* **Source excerpt**:
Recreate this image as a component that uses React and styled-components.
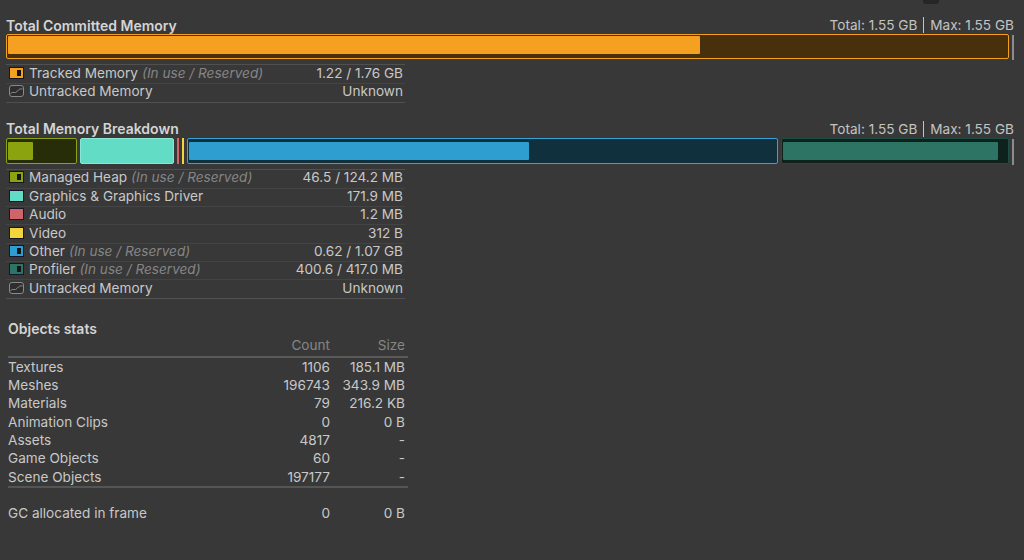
import React from "react";
import styled, { createGlobalStyle } from "styled-components";

const GlobalStyle = createGlobalStyle`
  html, body {
    margin: 0;
    padding: 0;
    background: #383838;
  }
  body {
    font-family: Inter, "Noto Sans", sans-serif;
    font-size: 13.6px;
    color: #c8c8c8;
  }
`;

const Page = styled.div`
  position: relative;
  width: 1024px;
  height: 560px;
  overflow: hidden;
  padding: 16px 10px 0 6px;
  box-sizing: border-box;
`;

const TopNub = styled.div`
  position: absolute;
  top: -6px;
  left: 923px;
  width: 16px;
  height: 10px;
  border-radius: 3px;
  background: #262626;
`;

const Section = styled.section`
  margin-bottom: ${(p) => p.$gap || 0}px;
`;

const Header = styled.div`
  display: flex;
  justify-content: space-between;
  align-items: center;
  height: 18px;
`;

const Title = styled.div`
  font-size: 14px;
  font-weight: 600;
  color: #d4d4d4;
`;

const Totals = styled.div`
  display: flex;
  align-items: center;
  color: #c4c4c4;
`;

const Divider = styled.span`
  display: inline-block;
  width: 1px;
  height: 16px;
  margin: 0 6px;
  background: #c4c4c4;
`;

const BarRow = styled.div`
  display: flex;
  align-items: stretch;
  gap: 3px;
  height: ${(p) => p.$h}px;
`;

const Track = styled.div`
  flex: 1;
  display: flex;
  gap: 3px;
`;

const MaxMarker = styled.div`
  width: 2px;
  margin: 1px 0 -1px;
  background: #8c8c8c;
`;

const Segment = styled.div`
  flex: ${(p) => p.$grow} 1 0;
  box-sizing: border-box;
  border: 1px solid ${(p) => p.$border};
  background: ${(p) => p.$bg};
  border-radius: 2px;
  padding: ${(p) => p.$pad || 0};
`;

const Sliver = styled.div`
  width: 2px;
  background: ${(p) => p.$color};
`;

const Fill = styled.div`
  height: 100%;
  background: ${(p) => p.$color};
  border-radius: 1px;
`;

const Legend = styled.div`
  width: 399px;
  margin-top: 5px;
  border-top: 1px solid #505050;
  border-bottom: 1px solid #505050;
`;

const LegendRow = styled.div`
  display: flex;
  align-items: center;
  height: 18.3px;
  box-sizing: border-box;
  padding: 0 2px 3px 3px;
  & + & {
    border-top: 1px solid #444444;
  }
`;

const Swatch = styled.div`
  position: relative;
  width: 15px;
  height: 12px;
  box-sizing: border-box;
  border: 1px solid #16162a;
  background: ${(p) => p.$color};
  margin-right: 5px;
  flex-shrink: 0;
`;

const Reserved = styled.div`
  position: absolute;
  top: 1px;
  bottom: 1px;
  right: 1px;
  width: 6px;
  background: #151515;
`;

const Label = styled.span`
  flex: 1;
  white-space: nowrap;
`;

const Hint = styled.i`
  color: #858585;
  margin-left: 4px;
`;

const Value = styled.span`
  white-space: nowrap;
`;

const Table = styled.div`
  width: 400px;
  margin-left: 2px;
`;

const TableRow = styled.div`
  display: flex;
  align-items: center;
  height: ${(p) => p.$h || 18.3}px;
  box-sizing: border-box;
  padding-bottom: ${(p) => p.$lift || 0}px;
  color: ${(p) => (p.$muted ? "#858585" : "#c8c8c8")};
  & + & {
    border-top: ${(p) => (p.$rule ? "1px solid #444444" : "none")};
  }
`;

const Name = styled.span`
  flex: 1;
`;

const Count = styled.span`
  width: 100px;
  text-align: right;
`;

const Size = styled.span`
  width: 75px;
  text-align: right;
  padding-right: 3px;
`;

const Rows = styled.div`
  border-top: 2px solid #5a5a5a;
  border-bottom: 2px solid #555555;
`;

const UntrackedIcon = () => (
  <svg width="15" height="12" viewBox="0 0 15 12" style={{ marginRight: 5, flexShrink: 0 }}>
    <rect x="0.5" y="0.5" width="14" height="11" rx="2.5" fill="#2e2e2e" stroke="#8a8a8a" />
    <path d="M1.5 8.5 C4 6, 6 9, 8 6.5 S11.5 3.5, 13.5 4" fill="none" stroke="#8a8a8a" strokeWidth="1" />
  </svg>
);

const SplitSwatch = ({ color }) => (
  <Swatch $color={color}>
    <Reserved style={{ boxShadow: `inset 0 0 0 1px ${color}` }} />
  </Swatch>
);

const breakdown = [
  { label: "Managed Heap", hint: true, value: "46.5 / 124.2 MB", color: "#8aa30e", split: true },
  { label: "Graphics & Graphics Driver", value: "171.9 MB", color: "#62dcc4" },
  { label: "Audio", value: "1.2 MB", color: "#d06468" },
  { label: "Video", value: "312 B", color: "#f2d43c" },
  { label: "Other", hint: true, value: "0.62 / 1.07 GB", color: "#2e9ed0", split: true },
  { label: "Profiler", hint: true, value: "400.6 / 417.0 MB", color: "#2d7464", split: true },
];

const objects = [
  ["Textures", "1106", "185.1 MB"],
  ["Meshes", "196743", "343.9 MB"],
  ["Materials", "79", "216.2 KB"],
  ["Animation Clips", "0", "0 B"],
  ["Assets", "4817", "-"],
  ["Game Objects", "60", "-"],
  ["Scene Objects", "197177", "-"],
];

const TotalsLine = () => (
  <Totals>
    Total: 1.55 GB
    <Divider />
    Max: 1.55 GB
  </Totals>
);

export default function App() {
  return (
    <>
      <GlobalStyle />
      <Page>
        <TopNub />
        <Section $gap={17}>
          <Header>
            <Title>Total Committed Memory</Title>
            <TotalsLine />
          </Header>
          <BarRow $h={25}>
            <Track>
              <Segment $grow={1} $border="#f2a01e" $bg="#47300b" $pad="1px 1px 4px">
                <Fill $color="#f5a020" style={{ width: `${(1.22 / 1.76) * 100}%` }} />
              </Segment>
            </Track>
            <MaxMarker />
          </BarRow>
          <Legend>
            <LegendRow>
              <SplitSwatch color="#f5a020" />
              <Label>
                Tracked Memory<Hint>(In use / Reserved)</Hint>
              </Label>
              <Value>1.22 / 1.76 GB</Value>
            </LegendRow>
            <LegendRow>
              <UntrackedIcon />
              <Label>Untracked Memory</Label>
              <Value>Unknown</Value>
            </LegendRow>
          </Legend>
        </Section>

        <Section $gap={21}>
          <Header>
            <Title>Total Memory Breakdown</Title>
            <TotalsLine />
          </Header>
          <BarRow $h={26}>
            <Track>
              <Segment $grow={68} $border="#8aa30e" $bg="#272d08" $pad="3px 1px 3px">
                <Fill $color="#8aa30e" style={{ width: `${(46.5 / 124.2) * 100}%` }} />
              </Segment>
              <Segment $grow={94} $border="#86e8d4" $bg="#62dcc4" />
              <Sliver $color="#d06468" />
              <Sliver $color="#f2d43c" />
              <Segment $grow={596} $border="#3aa2d2" $bg="#11303d" $pad="3px 1px 3px">
                <Fill $color="#2e9ed0" style={{ width: `${(0.62 / 1.07) * 100}%` }} />
              </Segment>
              <Segment $grow={228} $border="#1f4d44" $bg="#0f211d" $pad="3px 1px 3px">
                <Fill $color="#2d7464" style={{ width: `${(400.6 / 417.0) * 100}%` }} />
              </Segment>
            </Track>
            <MaxMarker />
          </BarRow>
          <Legend>
            {breakdown.map((b) => (
              <LegendRow key={b.label}>
                {b.split ? <SplitSwatch color={b.color} /> : <Swatch $color={b.color} />}
                <Label>
                  {b.label}
                  {b.hint && <Hint>(In use / Reserved)</Hint>}
                </Label>
                <Value>{b.value}</Value>
              </LegendRow>
            ))}
            <LegendRow>
              <UntrackedIcon />
              <Label>Untracked Memory</Label>
              <Value>Unknown</Value>
            </LegendRow>
          </Legend>
        </Section>

        <Table>
          <Title>Objects stats</Title>
          <TableRow $muted $h={19} $lift={3}>
            <Name />
            <Count>Count</Count>
            <Size>Size</Size>
          </TableRow>
          <Rows>
            {objects.map(([n, c, s]) => (
              <TableRow key={n} $rule>
                <Name>{n}</Name>
                <Count>{c}</Count>
                <Size>{s}</Size>
              </TableRow>
            ))}
          </Rows>
          <TableRow $h={18} style={{ marginTop: 16 }}>
            <Name>GC allocated in frame</Name>
            <Count>0</Count>
            <Size>0 B</Size>
          </TableRow>
        </Table>
      </Page>
    </>
  );
}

* **What you are asked to do**: Copy every line of the data that holds the string "components".

* **Result below**:
Recreate this image as a component that uses React and styled-components.
import styled, { createGlobalStyle } from "styled-components";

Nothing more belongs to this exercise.